Algerian press reports say that at least two of the kidnappers were talking in a Libyan dialect, whereas most of the others spoke with a Tuareg accent (Fughas tribe) (Elkhabar, January 18). Whether or not the group did in fact come from Libya will be answered during the post-hostage investigation. But what is clear is that Libya in general and its south in particular are witnessing an alarming rise in violence. The Libyan authorities highlighted this issue in December last year when it declared the whole south of the country a military zone and closed its borders with its neighbors, including Algeria.
Belmokhtar may have planned the attack from Libya, as the Algerian interior minister Dahou Wild Qabliya is reported to have said, but his decision to attack the gas facility in Algeria also shows a degree of boldness or even willingness to challenge Droukdel in his own territory: Algeria.
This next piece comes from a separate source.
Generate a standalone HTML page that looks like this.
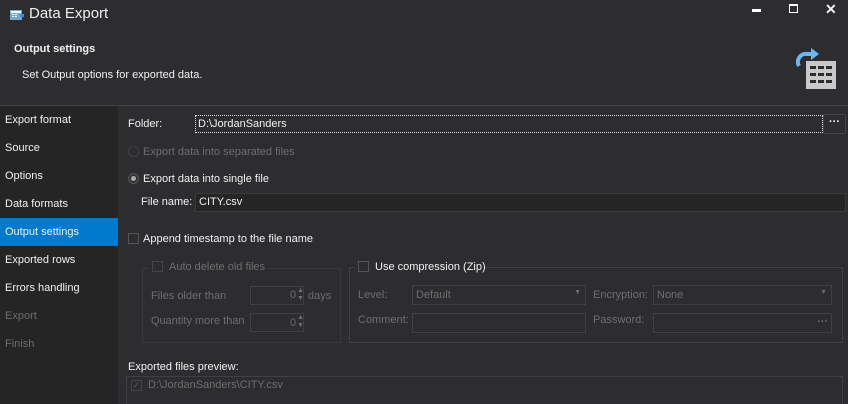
<!DOCTYPE html>
<html><head><style>
*{margin:0;padding:0;box-sizing:border-box}
html,body{width:848px;height:404px;overflow:hidden}
body{background:#2d2d30;font-family:"Liberation Sans",sans-serif;font-size:11px;color:#f1f1f1;position:relative}
.a{position:absolute;white-space:nowrap}
.d{color:#6d6d6d}
.sb{position:absolute;left:0;top:106px;width:118px;height:298px;background:#252526}
.it{position:absolute;left:5px;height:28px;line-height:28px;width:113px}
.box{position:absolute;border:1px solid #3f3f46}
.cb{position:absolute;width:11px;height:11px;border:1px solid #555;background:#2d2d30}
.cbd{border-color:#444}
</style></head><body>
<svg class="a" style="left:10px;top:9px" width="14" height="12"><rect x="0" y="1" width="12" height="10" fill="#6fa8dc"/><rect x="1" y="2" width="10" height="2" fill="#fff"/><g fill="#fff"><rect x="2" y="5" width="2" height="1"/><rect x="5" y="5" width="2" height="1"/><rect x="2" y="7" width="2" height="1"/><rect x="5" y="7" width="2" height="1"/></g><rect x="10" y="5" width="4" height="3" fill="#3d8fd8"/></svg>
<div class="a" style="left:29px;top:5px;font-size:15px;color:#eee">Data Export</div>
<div class="a" style="left:752px;top:9px;width:9px;height:3px;background:#fff"></div>
<div class="a" style="left:789px;top:4px;width:9px;height:9px;border:1px solid #fff;border-top-width:2px"></div>
<div class="a" style="left:825px;top:1px;font-size:14px;font-weight:bold">✕</div>
<div class="a" style="left:14px;top:43px;font-weight:bold;font-size:11px">Output settings</div>
<div class="a" style="left:22px;top:69px">Set Output options for exported data.</div>
<svg class="a" style="left:793px;top:48px" width="44" height="42"><path d="M6 18 A8 8 0 0 1 14 6 L20 6" stroke="#6ab7f5" stroke-width="4" fill="none"/><path d="M18 0 L26 6 L18 12Z" fill="#6ab7f5"/><rect x="13" y="13" width="30" height="28" fill="#c8c8c8"/><g fill="#2d2d30"><rect x="17" y="18" width="6" height="3"/><rect x="25" y="18" width="6" height="3"/><rect x="33" y="18" width="6" height="3"/><rect x="17" y="25" width="6" height="3"/><rect x="25" y="25" width="6" height="3"/><rect x="33" y="25" width="6" height="3"/><rect x="17" y="32" width="6" height="3"/><rect x="25" y="32" width="6" height="3"/><rect x="33" y="32" width="6" height="3"/></g></svg>
<div class="a" style="left:0;top:105px;width:848px;height:1px;background:#434346"></div>
<div class="sb"></div>
<div class="it a" style="top:106px">Export format</div>
<div class="it a" style="top:134px">Source</div>
<div class="it a" style="top:162px">Options</div>
<div class="it a" style="top:190px">Data formats</div>
<div class="a" style="left:0;top:218px;width:118px;height:28px;background:#007acc"></div>
<div class="it a" style="top:218px">Output settings</div>
<div class="it a" style="top:246px">Exported rows</div>
<div class="it a" style="top:274px">Errors handling</div>
<div class="it a d" style="top:302px">Export</div>
<div class="it a d" style="top:330px">Finish</div>

<div class="a" style="left:128px;top:118px">Folder:</div>
<div class="a" style="left:195px;top:115px;width:628px;height:18px;border:1px dotted #ddd;padding:1px 2px;line-height:14px">D:\JordanSanders</div>
<div class="a" style="left:823px;top:114px;width:23px;height:20px;border:1px solid #434346;font-weight:bold;text-align:center;line-height:14px">···</div>
<div class="a" style="left:128px;top:146px;width:11px;height:11px;border-radius:50%;border:1px solid #3f3f46"></div>
<div class="a d" style="left:143px;top:146px">Export data into separated files</div>
<div class="a" style="left:128px;top:173px;width:11px;height:11px;border-radius:50%;border:1px solid #555;background:#333"><div style="margin:2px;width:5px;height:5px;border-radius:50%;background:#aaa"></div></div>
<div class="a" style="left:143px;top:173px">Export data into single file</div>
<div class="a" style="left:141px;top:196px">File name:</div>
<div class="a" style="left:195px;top:193px;width:651px;height:19px;background:#252526;border:1px solid #3a3a3d;padding:2px 3px">CITY.csv</div>
<div class="cb" style="left:128px;top:233px"></div>
<div class="a" style="left:143px;top:233px">Append timestamp to the file name</div>

<div class="box" style="left:142px;top:268px;width:199px;height:75px;border-color:#38383b"></div>
<div class="a" style="left:149px;top:261px;width:118px;height:14px;background:#2d2d30"></div>
<div class="cb cbd" style="left:152px;top:261px"></div>
<div class="a d" style="left:169px;top:261px">Auto delete old files</div>
<div class="a d" style="left:151px;top:290px">Files older than</div>
<div class="box" style="left:250px;top:286px;width:54px;height:19px"></div>
<div class="a d" style="left:290px;top:289px">0</div>
<div class="a d" style="left:297px;top:287px;font-size:7px;line-height:8px">▲<br>▼</div>
<div class="a d" style="left:308px;top:290px">days</div>
<div class="a d" style="left:151px;top:315px">Quantity more than</div>
<div class="box" style="left:250px;top:313px;width:54px;height:19px"></div>
<div class="a d" style="left:290px;top:317px">0</div>
<div class="a d" style="left:297px;top:314px;font-size:7px;line-height:8px">▲<br>▼</div>

<div class="box" style="left:349px;top:267px;width:494px;height:76px"></div>
<div class="a" style="left:355px;top:260px;width:130px;height:14px;background:#2d2d30"></div>
<div class="cb" style="left:358px;top:261px"></div>
<div class="a" style="left:375px;top:261px">Use compression (Zip)</div>
<div class="a d" style="left:358px;top:289px">Level:</div>
<div class="box" style="left:412px;top:285px;width:174px;height:20px;padding:3px 3px;color:#6d6d6d">Default<span style="position:absolute;right:4px;top:3px;font-size:7px">▼</span></div>
<div class="a d" style="left:593px;top:289px">Encryption:</div>
<div class="box" style="left:653px;top:285px;width:179px;height:20px;padding:3px 3px;color:#6d6d6d">None<span style="position:absolute;right:4px;top:3px;font-size:7px">▼</span></div>
<div class="a d" style="left:358px;top:314px">Comment:</div>
<div class="box" style="left:412px;top:313px;width:174px;height:20px"></div>
<div class="a d" style="left:593px;top:314px">Password:</div>
<div class="box" style="left:653px;top:313px;width:179px;height:20px;color:#6d6d6d;text-align:right;padding-right:3px;font-weight:bold;line-height:16px">···</div>

<div class="a" style="left:128px;top:361px">Exported files preview:</div>
<div class="box" style="left:126px;top:376px;width:717px;height:28px;border-bottom:none"></div>
<div class="cb cbd" style="left:131px;top:380px;font-size:9px;color:#555;line-height:9px;text-align:center">✓</div>
<div class="a d" style="left:148px;top:379px">D:\JordanSanders\CITY.csv</div>
</body></html>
The attack and the taking of the hostages showed that it was Belmokhtar and not Droukdel who was quickest to step into the defense of the Islamists in northern Mali.
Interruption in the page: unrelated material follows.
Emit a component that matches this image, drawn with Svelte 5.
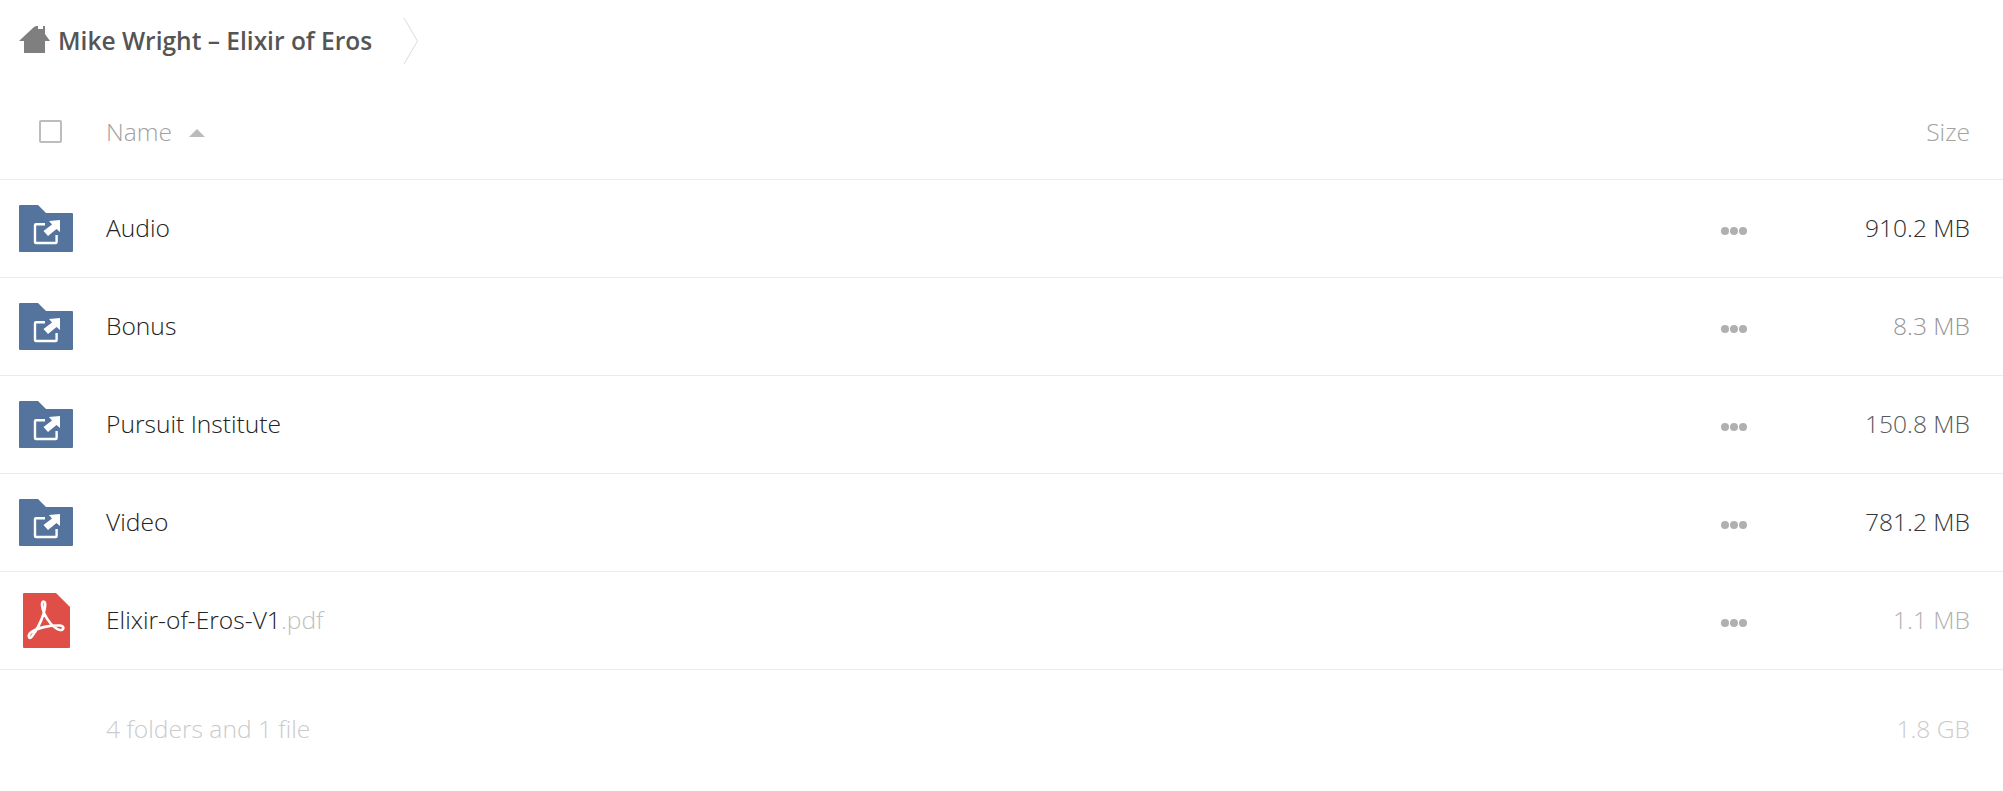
<script>
  const rows = [
    { name: 'Audio', size: '910.2 MB', tone: '#2e2e2e' },
    { name: 'Bonus', size: '8.3 MB', tone: '#969696' },
    { name: 'Pursuit Institute', size: '150.8 MB', tone: '#5a5a5a' },
    { name: 'Video', size: '781.2 MB', tone: '#363636' },
    { name: 'Elixir-of-Eros-V1', ext: '.pdf', size: '1.1 MB', tone: '#b0b0b0', pdf: true }
  ];
</script>

<div class="files">
  <nav class="crumbs">
    <svg class="home" viewBox="0 0 31 28" width="31" height="28">
      <path fill="#7f7f7f" d="M0 15 15 1 17 0H19V3H24V0H26V8L31 15H26V27H5V15Z" />
    </svg>
    <span class="crumb">Mike Wright – Elixir of Eros</span>
    <svg class="chevron" viewBox="0 0 16 48" width="16" height="48">
      <path d="M1 1 14.5 24 1 47" fill="none" stroke="#dcdcdc" stroke-width="1" />
    </svg>
  </nav>

  <div class="row head">
    <div class="icon-col"><span class="check"></span></div>
    <div class="name">Name<span class="sort"></span></div>
    <div class="size">Size</div>
  </div>

  {#each rows as row}
    <div class="row item">
      <div class="icon-col">
        {#if row.pdf}
          <svg class="pdf" viewBox="0 0 47 55" width="47" height="55">
            <path fill="#e04f47" d="M1 0H33L47 14V54Q47 55 46 55H1Q0 55 0 54V1Q0 0 1 0Z" />
            <path fill="none" stroke="#fff" stroke-width="2.6" d="M20.5 8.5C23 8.5 22.5 14 20.5 21 18 29 13 38 8.5 44 6 47 4 42 8.5 39 15 34.5 28 32 37 32.5 42 33 41 37.5 37 37 31 36 24 27 21 20 19 15 18 8.5 20.5 8.5Z" />
          </svg>
        {:else}
          <svg viewBox="0 0 54 47" width="54" height="47">
            <path fill="#54739d" d="M1 0H19L27 8H53Q54 8 54 9V46Q54 47 53 47H1Q0 47 0 46V1Q0 0 1 0Z" />
            <path fill="none" stroke="#fff" stroke-width="2.4" d="M26 19.2H17Q16 19.2 16 20.2V37Q16 38 17 38H36.6Q37.6 38 37.6 37V30" />
            <path fill="#fff" d="M30 16 41 15V27L37.5 24 29 31 24.5 26 33 19.5Z" />
          </svg>
        {/if}
      </div>
      <div class="name">{row.name}{#if row.ext}<span class="ext">{row.ext}</span>{/if}</div>
      <div class="dots"><i></i><i></i><i></i></div>
      <div class="size" style="color: {row.tone}">{row.size}</div>
    </div>
  {/each}

  <div class="row summary">
    <div class="icon-col"></div>
    <div class="name">4 folders and 1 file</div>
    <div class="size">1.8 GB</div>
  </div>
</div>

<style>
  :global(body) {
    background: #fff;
    font-family: 'Open Sans', sans-serif;
    font-weight: 300;
    font-size: 24.6px;
    color: #222;
  }

  .crumbs {
    height: 88px;
    display: flex;
    align-items: center;
    padding: 0 0 8px 19px;
    box-sizing: border-box;
  }

  .home {
    margin-right: 8px;
  }

  .crumb {
    font-size: 24.5px;
    font-weight: 600;
    color: #555;
  }

  .chevron {
    margin-left: 31px;
    margin-top: 2px;
  }

  .row {
    display: flex;
    align-items: center;
    border-bottom: 1px solid #ebebeb;
    box-sizing: border-box;
  }

  .head {
    height: 92px;
    color: #a2a2a2;
    padding-bottom: 4px;
  }

  .item {
    height: 98px;
  }

  .item .name,
  .item .size {
    padding-bottom: 3px;
  }

  .summary {
    height: 116px;
    border-bottom: none;
    color: #cbcbcb;
  }

  .icon-col {
    width: 106px;
    flex-shrink: 0;
    display: flex;
    justify-content: flex-start;
    padding-left: 19px;
    box-sizing: border-box;
  }

  .icon-col svg {
    display: block;
  }

  .icon-col .pdf {
    margin-left: 4px;
  }

  .check {
    width: 23px;
    height: 23px;
    margin-left: 20px;
    border: 2px solid #bdbdbd;
    border-radius: 2px;
    box-sizing: border-box;
  }

  .name {
    flex: 1;
  }

  .ext {
    color: #c0c0c0;
  }

  .sort {
    display: inline-block;
    margin-left: 17px;
    vertical-align: 4px;
    border: 8px solid transparent;
    border-top: 0;
    border-bottom: 8px solid #bbb;
  }

  .dots {
    display: flex;
    gap: 1px;
    margin-right: 106px;
    padding-top: 4px;
  }

  .dots i {
    width: 8px;
    height: 8px;
    border-radius: 50%;
    background: #b0b0b0;
  }

  .size {
    width: 150px;
    padding-right: 33px;
    box-sizing: border-box;
    text-align: right;
    flex-shrink: 0;
  }
</style>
It is not clear if Belmokhtar attempted to seek permission to launch this attack in Algeria from Droukdel. However, this is not likely to be the case considering the quarrel last year between the two men. If Droukdel sees Belmokhtar's attack inside Algeria as a challenge to his own authority, it will be interesting to see how he reacts. Launching an attack inside Algeria could be seen as a challenge to Droukdel's authority, exactly as he himself did to Belmokhtar when he appointed his men to top positions in the Sahel without any regard to Belmokhtar's history and connections there. From a religious point of view, however, Droukdel cannot and will not prevent Belmokhtar from helping the Islamists in northern Mali by applying pressure to stop the French attacks there.
The Algerian government may now be licking its wounded pride after having seen its oil industry attacked, but the attack in In Aménas has also shown that Belmokhtar is the rising star among the Islamists in the Sahel. Can Droukdel contain him this time? It is a question the amir of AQIM will have to answer, and soon.